Beyond the formal records, an eviction makes everything harder. Many landlords require rental references from your last two or three landlords, and a landlord you were evicted from is unlikely to give you a glowing review. You may end up paying larger security deposits, accepting less desirable housing, or relying on private landlords who don’t run background checks. This is why negotiating a settlement that avoids a judgment — or at least results in a dismissal — is so valuable even if it costs money upfront.

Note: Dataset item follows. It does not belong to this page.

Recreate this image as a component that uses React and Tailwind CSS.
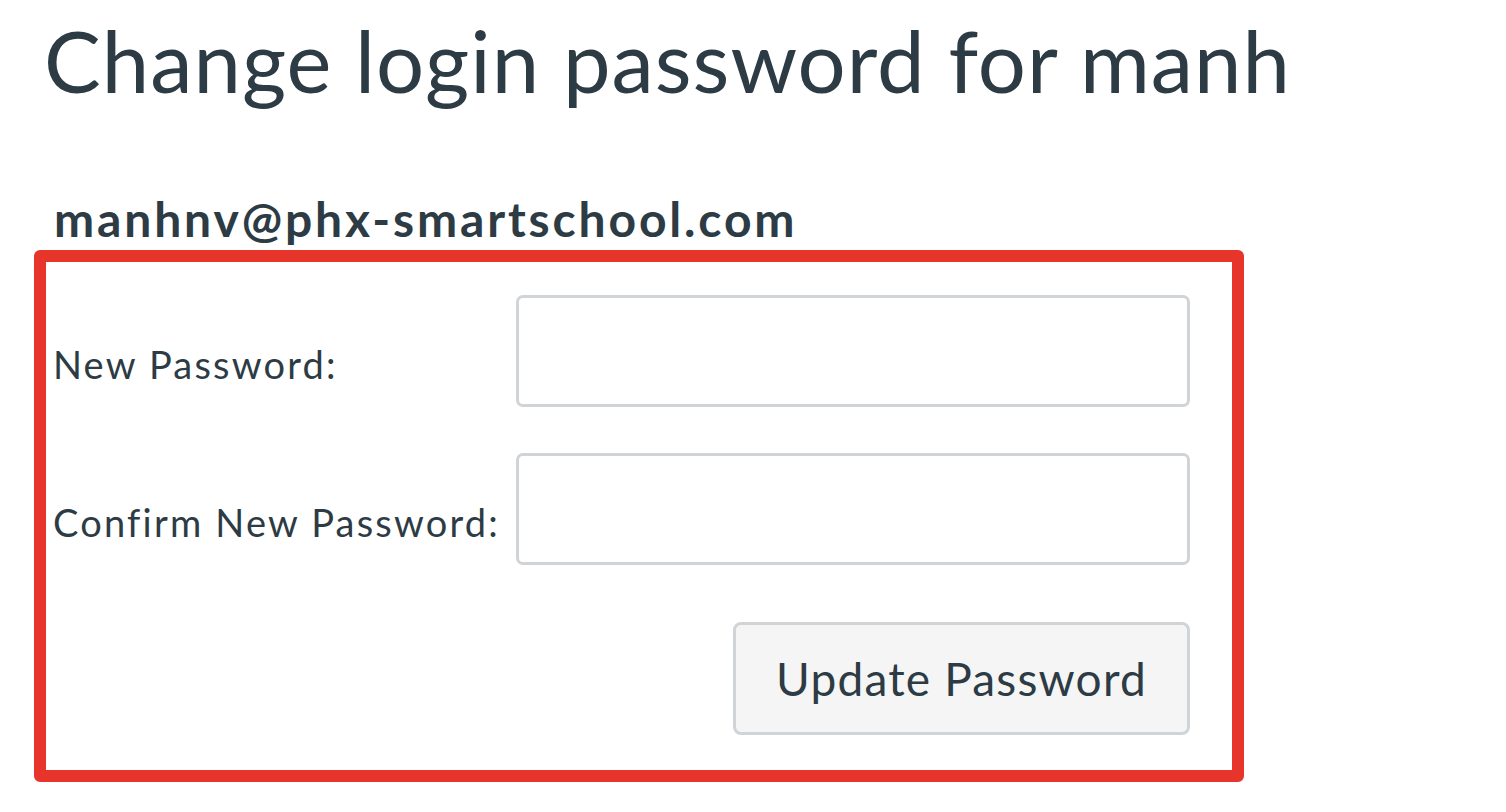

How Long the Whole Process Takes

There’s no single answer because timelines vary enormously by state, county, and how backed up the local courts are. But as a rough guide: the notice period alone can range from 3 days to 60 days. After filing, getting a court date may take one to four weeks. If the judge grants the eviction, the writ of possession and sheriff’s visit add another few days to a few weeks. In a fast-moving jurisdiction with no tenant contest, the process can wrap up in three to four weeks from the initial notice. In slower jurisdictions, or when the tenant fights the case and requests continuances, it can stretch to three months or longer. Contested cases with appeals can take even longer.

For tenants, every day counts. The earlier you respond — by paying what you owe, contacting legal aid, or filing a written answer to the complaint — the more options you have. Waiting until the sheriff posts a notice on your door leaves you with almost none.